Saturday, February 12, 2022

Overheard at Booth 1: The Woman in the House Across the Street from the Girl in the Window (2022)

My wife hates Kristen Bell.

Well, not the person herself, of course.  But the characters that Bell usually plays.  My wife has never been able to forget Sarah Marshall, or any of the other semi-cruel bimbettes that Bell has used to make her career.

But even my wife likes her in this role: Anna is a grieving mother so distraught and strung out on medication and wine that reality and fantasy have blended so much as to be indistinguishable.

Throughout this limited series, you, the audience, truly do not know all that is fantasy and all that is reality.  Some things are obvious: her dead child, seen speaking to her, and then her daydream fantasies of the new neighbor.  Yet, there are other aspects that surely must be fantasy, but which are passed off as reality, such as the handyman who is working on the same mailbox for three consecutive days.

Or the ridiculous story of how her daughter died.   So ridiculous that it seems like something she created in her fantasy world, until the same story is corroborated by another character.

Which then makes the death rather cruel. And stupid:

[SPOILER ALERTS AHEAD]

So, she says that her daughter was killed and eaten by a cannibalistic mass murderer three years before.

Seems ridiculous, until her ex-husband reiterates the story, as does the detective who is investigating Anna's claim that there has been a murder across the street.  That should have been my first clue into how disturbing this show was going to be: a child eaten while her dad had just stepped out of the room?  Seriously?  That seems way beyond the pale.

But then, it all became clear on the last episode, when the killer turns out to be the little girl across the street.  Half that episode is a ridiculous fight scene between Anna and the 9 year old, that went on so long and so comically that it seemed a little stomach churning.

What really was infuriating was reading one article in which the writers of the show dared to say that the made the kid the killer "because it's never been done before."

BALDERDASH!  They got this kid-as-killer from Glenn Close's 2017 film "Crooked House" (great movie BTW) ... the same Glenn Close that the same writers in the same article said they desperate wanted (and finally got) as a cameo in the final scene of the last episode.  So, a) they are fans of Close, ergo b) they would have been familiar with her work, including a movie with child-as-killer, and c) so they can NOT say that they did this because "it's never been done before"

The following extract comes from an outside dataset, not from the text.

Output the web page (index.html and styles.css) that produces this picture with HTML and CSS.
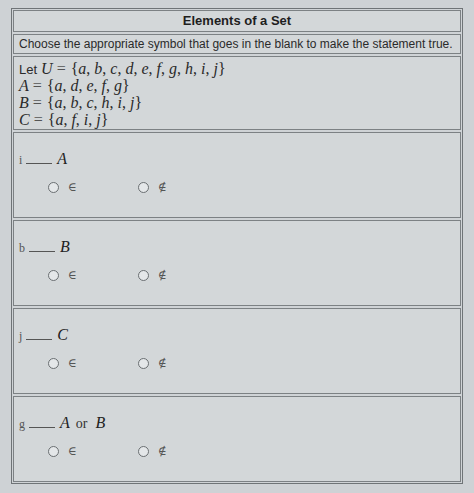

What saddens me is the thought that the innocent-child-as-killer will soon become the next new trope in movies.  I mean, culturally speaking, we already have the complete breakdown of all norms, and children are committing loathsome murders because human beings are become more cruel, savage, and murderous as a whole, but I despair that now we are going to popularize yet another depravity.

Or maybe I'm just getting old.  Hey!  It's the new thing!  A nine year old murders Mommy because Mommy was pregnant and 9 didn't want a sibling.  HAHA!  That's SOOOO FUNNEEE!!!  TEE HEE!

Nah.

It's fkn disgusting.

Terrible way to end the series, and if they were going to do that, at least they should have done it with the panache of Crooked House (which was extremely well-done).

And lastly, I have to say, that no matter if this becomes a new movie trope or not, no one will ever top Ray Bradbury's 1946 short story "The Small Assassin."  Now THERE'S a child-as-killer story that will stop your heart!